One problem that repeatedly occurred during this project was Logic crashing due to the processing size needed for RAVE to run. I had multiple tracks using RAVE models at the same time, and even when increasing the buffer size on Logic, it would still overload the system and constantly crash. This became very annoying and off-putting to using RAVE. In order to combat this issue I realised I needed to use RAVE in increments, muting it on playback, and turning down the volume of every track that had it on when not playing, this also eliminated any latent noise that the models were outputting. This did help, however did not solve the issue entirely, and I still faced many issues with a ‘system overload’, having to close Logic and reopen it many times to restart it. In the end I was able to use RAVE on all the tracks I wanted, producing the desired effect. However, in order to export it I had to bounce it offline as when trying to bounce in realtime it started to make some glitchy sounds that were not in the piece – this was from the overload of RAVE.

Next time, in order to combat this issue, I would try and use a computer that has more processing power, defining what it is I want to make from an early stage, and how to best use the abilities of theAI models.

All that being said, I was actually quite pleased with the final outcome of the practical work. I kept to my original plan of using only my voice as the input, with no other instruments or synths being used to create the audio. I felt very happy about this aspect as like I said, I initially felt unsure of how to execute the unaccompanied use of my voice.

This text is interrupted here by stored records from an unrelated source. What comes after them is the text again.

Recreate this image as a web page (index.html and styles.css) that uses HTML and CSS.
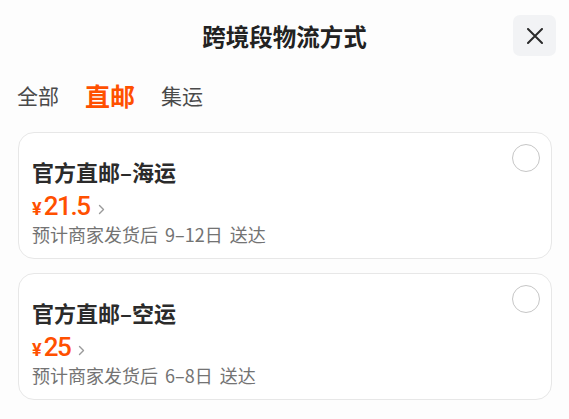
FILE: index.html
```html
<!DOCTYPE html>
<html lang="zh-CN">
<head>
<meta charset="utf-8">
<title>跨境段物流方式</title>
<link rel="stylesheet" href="styles.css">
</head>
<body>
<div class="sheet">
  <header class="header">
    <div class="spacer"></div>
    <h1 class="title">跨境段物流方式</h1>
    <button class="close" aria-label="关闭">
      <svg width="16" height="16" viewBox="0 0 16 16"><path d="M1 1 L15 15 M15 1 L1 15" stroke="#2b2b2b" stroke-width="2" stroke-linecap="round" fill="none"/></svg>
    </button>
  </header>
  <nav class="tabs">
    <span class="tab">全部</span>
    <span class="tab active">直邮</span>
    <span class="tab">集运</span>
  </nav>
  <div class="list">
    <div class="card">
      <div class="info">
        <div class="name">官方直邮–海运</div>
        <div class="price"><span class="yen">¥</span><span class="num">21.5</span><svg class="chev" width="7" height="11" viewBox="0 0 7 11"><path d="M1.5 1.5 L5.5 5.5 L1.5 9.5" stroke="#9a9a9a" stroke-width="1.4" fill="none" stroke-linecap="round" stroke-linejoin="round"/></svg></div>
        <div class="eta">预计商家发货后 9–12日 送达</div>
      </div>
      <span class="radio"></span>
    </div>
    <div class="card">
      <div class="info">
        <div class="name">官方直邮–空运</div>
        <div class="price"><span class="yen">¥</span><span class="num">25</span><svg class="chev" width="7" height="11" viewBox="0 0 7 11"><path d="M1.5 1.5 L5.5 5.5 L1.5 9.5" stroke="#9a9a9a" stroke-width="1.4" fill="none" stroke-linecap="round" stroke-linejoin="round"/></svg></div>
        <div class="eta">预计商家发货后 6–8日 送达</div>
      </div>
      <span class="radio"></span>
    </div>
  </div>
</div>
</body>
</html>
```
FILE: styles.css
```css
* { box-sizing: border-box; }
html, body { margin: 0; padding: 0; }
body {
  background: #fdfdfd;
  font-family: "Noto Sans CJK SC", "Noto Sans", sans-serif;
  color: #2a2a2a;
}
.sheet {
  width: 569px;
  height: 419px;
  overflow: hidden;
  padding: 14px 13px 0 18px;
}
.header {
  display: grid;
  grid-template-columns: 1fr auto 1fr;
  align-items: center;
  height: 41px;
  margin-left: -5px;
}
.title {
  margin: 0;
  font-size: 23.5px;
  font-weight: 700;
  line-height: 41px;
  color: #222;
  padding-top: 2px;
}
.close {
  justify-self: end;
  width: 43px;
  height: 41px;
  border: none;
  border-radius: 7px;
  background: #f2f3f5;
  display: flex;
  align-items: center;
  justify-content: center;
  padding: 0;
}
.tabs {
  display: flex;
  align-items: center;
  gap: 26px;
  height: 32px;
  margin-top: 24px;
  margin-left: -1px;
}
.tab {
  font-size: 21px;
  line-height: 32px;
  color: #4a4a4a;
}
.tab.active {
  font-size: 25px;
  font-weight: 700;
  color: #ff5000;
}
.list {
  display: flex;
  flex-direction: column;
  gap: 14px;
  margin-top: 21px;
  width: 534px;
}
.card {
  display: flex;
  justify-content: space-between;
  align-items: flex-start;
  height: 127px;
  background: #fff;
  border: 1.5px solid #e7e7e7;
  border-radius: 16px;
  padding: 24px 11px 0 13px;
}
.info {
  display: flex;
  flex-direction: column;
}
.name {
  font-size: 22px;
  font-weight: 700;
  line-height: 28px;
  color: #2b2b2b;
}
.price {
  display: flex;
  align-items: baseline;
  margin-top: 5px;
  height: 32px;
  line-height: 32px;
  color: #ff5000;
}
.yen {
  font-family: "Roboto", sans-serif;
  font-size: 18px;
  font-weight: 700;
  margin-right: 2px;
}
.num {
  font-family: "Roboto", sans-serif;
  font-size: 26px;
  font-weight: 500;
  letter-spacing: -1.4px;
}
.chev {
  margin-left: 8px;
  align-self: center;
  position: relative;
  top: 3px;
}
.eta {
  font-size: 18px;
  line-height: 24px;
  color: #737373;
  word-spacing: 3px;
}
.radio {
  width: 28px;
  height: 28px;
  border-radius: 50%;
  border: 1.5px solid #c6c6c6;
  margin-top: -13px;
  flex: none;
}
```
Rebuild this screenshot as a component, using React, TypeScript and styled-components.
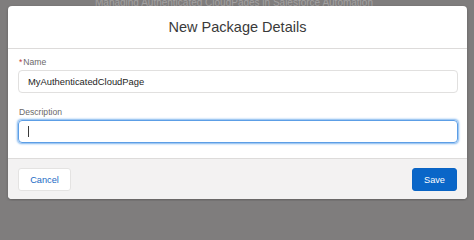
import React from 'react';
import styled, { createGlobalStyle } from 'styled-components';

const GlobalStyle = createGlobalStyle`
  html, body {
    margin: 0;
    padding: 0;
    background: #7f7d7d;
  }
  body {
    font-family: 'Liberation Sans', Arial, sans-serif;
  }
`;

const Page = styled.div`
  width: 474px;
  height: 201px;
  overflow: hidden;
  background: #7f7d7d;
  display: flex;
  flex-direction: column;
  padding: 0 7px 0 8px;
  box-sizing: border-box;
`;

const BehindStrip = styled.div`
  height: 6px;
  overflow: hidden;
  padding-left: 87px;
  display: flex;
  align-items: flex-end;
`;

const BehindText = styled.span`
  font-size: 10px;
  line-height: 10px;
  margin-bottom: -2px;
  color: #a3a1a1;
  white-space: nowrap;
`;

const Modal = styled.div`
  display: flex;
  flex-direction: column;
  background: #ffffff;
  border-radius: 4px;
  box-shadow: 0 1px 3px rgba(0, 0, 0, 0.25);
  overflow: hidden;
`;

const Header = styled.div`
  height: 42px;
  display: flex;
  align-items: center;
  justify-content: center;
  border-bottom: 1px solid #dddbda;
`;

const Title = styled.h2`
  margin: 0;
  font-size: 14.5px;
  font-weight: 400;
  color: #3a3a3a;
`;

const Body = styled.div`
  display: flex;
  flex-direction: column;
  gap: 14px;
  padding: 8px 9px 15px 10px;
`;

const Field = styled.div`
  display: flex;
  flex-direction: column;
  gap: 2px;
`;

const Label = styled.label`
  font-size: 8.6px;
  line-height: 11px;
  color: #6b6969;
  padding-left: 1px;
`;

const Required = styled.abbr`
  color: #c23934;
  text-decoration: none;
  margin-right: 1px;
`;

const InputBox = styled.div<{ focused?: boolean }>`
  height: 23px;
  box-sizing: border-box;
  display: flex;
  align-items: center;
  padding: 0 9px;
  border-radius: 4px;
  border: 1px solid ${(p) => (p.focused ? '#5c9ee6' : '#e1e0df')};
  box-shadow: ${(p) => (p.focused ? '0 0 2px 0.5px #7fb5ee' : 'none')};
  font-size: 9.4px;
  color: #1e1e1e;
`;

const Caret = styled.span`
  width: 1px;
  height: 11px;
  background: #3a3a3a;
`;

const Footer = styled.div`
  display: flex;
  justify-content: space-between;
  align-items: center;
  padding: 9px 10px 8px 10px;
  background: #f3f2f2;
  border-top: 1px solid #dddbda;
`;

const Button = styled.button<{ brand?: boolean }>`
  height: 23px;
  padding: 0;
  width: ${(p) => (p.brand ? '45px' : '53px')};
  border-radius: 3px;
  font-family: 'Liberation Sans', Arial, sans-serif;
  font-size: 9.2px;
  border: 1px solid ${(p) => (p.brand ? '#0a64c4' : '#e4e3e2')};
  background: ${(p) => (p.brand ? '#0a66c8' : '#ffffff')};
  color: ${(p) => (p.brand ? '#ffffff' : '#1869c4')};
  cursor: pointer;
`;

export default function App() {
  return (
    <>
      <GlobalStyle />
      <Page>
        <BehindStrip>
          <BehindText>Managing Authenticated CloudPages in Salesforce Automation</BehindText>
        </BehindStrip>
        <Modal>
          <Header>
            <Title>New Package Details</Title>
          </Header>
          <Body>
            <Field>
              <Label>
                <Required title="required">*</Required>Name
              </Label>
              <InputBox>MyAuthenticatedCloudPage</InputBox>
            </Field>
            <Field>
              <Label>Description</Label>
              <InputBox focused>
                <Caret />
              </InputBox>
            </Field>
          </Body>
          <Footer>
            <Button>Cancel</Button>
            <Button brand>Save</Button>
          </Footer>
        </Modal>
      </Page>
    </>
  );
}
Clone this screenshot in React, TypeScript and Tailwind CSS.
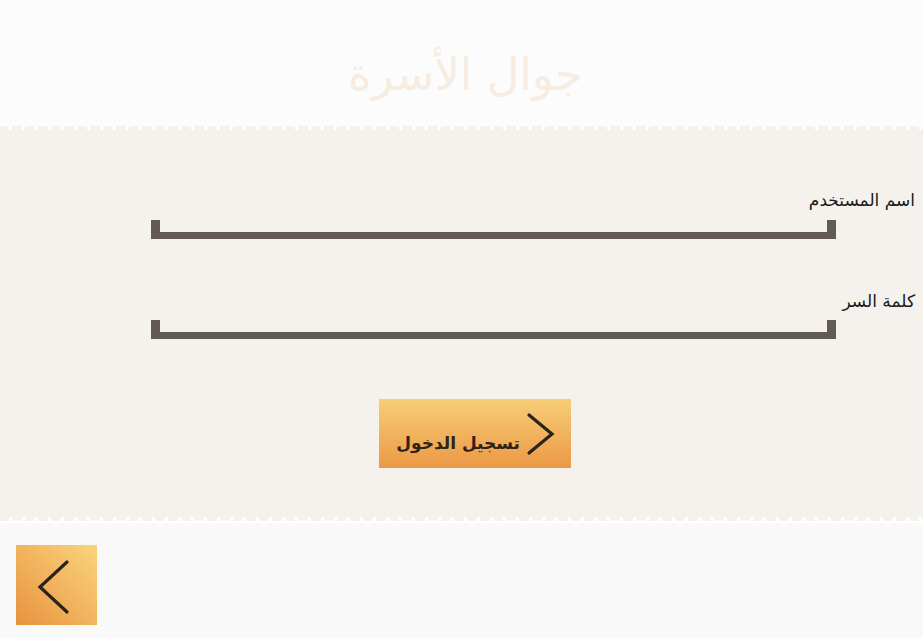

I used the QuickSampler in Logic to input my voice and delegate keys to certain letters, words and phrases, meaning I was able to form sentences using the keyboard. Using a sampler within a DAW is something I am previously familiar with as I find working with samples in this way inspiring. However, using my own voice and slicing the the sample up to this extent was something new to me. This whole process of using just my voice was very interesting as I had to break down the understandings I had on making a composition and look at the production from a different perspective. I am very happy with the outcome as it is very different to previous works I have made using samplers, and it has inspired me to continue creating, using both my voice and other RAVE models.

Taking inspiration from the artists I had researched, like Pamela Z, Herdon, and Dryhurst, whose work uses voice through the manipulation of technology, I feel this piece reflects the work of my essay well. It includes the elemental aspects of human and machine, whilst being an ethically viable use of AI. Both Pamela and Herdon use voice to build a united relationship between human and machine and this is what drew me to their work. Therefore, I feel it is right to have made a piece of work that does the same, from my own interpretation of the subject matter.

I used the RAVE models to create a kind of background atmosphere to the piece, and in fact, without RAVE this work would be rather empty. But that was the whole point, I viewed the noises the models produced as the other instrument of this work, accompanying my voice and at times taking on the voice.

The control I had over the models was an interesting aspect of this project, through inputting my voice and having the ability to manage certain parameters like the wet to dry signal, I was able to manipulate the movements of the sounds. However, the specific noises that the models created was out of my control, deriving from the data set in a semi randomised format. This made it fun to work with as it was like having another entirely independent input, except one that I did have some levels of control over. This did however also at times become tricky as I wanted the models to produce certain sounds that it just wouldn’t, I then realised I had to let go of the orchestrating aspect to the AI and let it run freely, which in turn ended up sounding very intriguing, as I made something I couldn’t.

Overall, I am pleased with the final outcome of this project, I feel both element 1 + 2 are cohesive with each other and give context the thematic points of the work. The use of RAVE has inspired me to continue making work with AI in ethical ways, and I now want to build my own model through knowing how they operate in a DAW. I feel I have made a sonically deep piece of work that explores both the themes of my research as well as my personal interests, making this specific practice influential in where I plan to take my work next.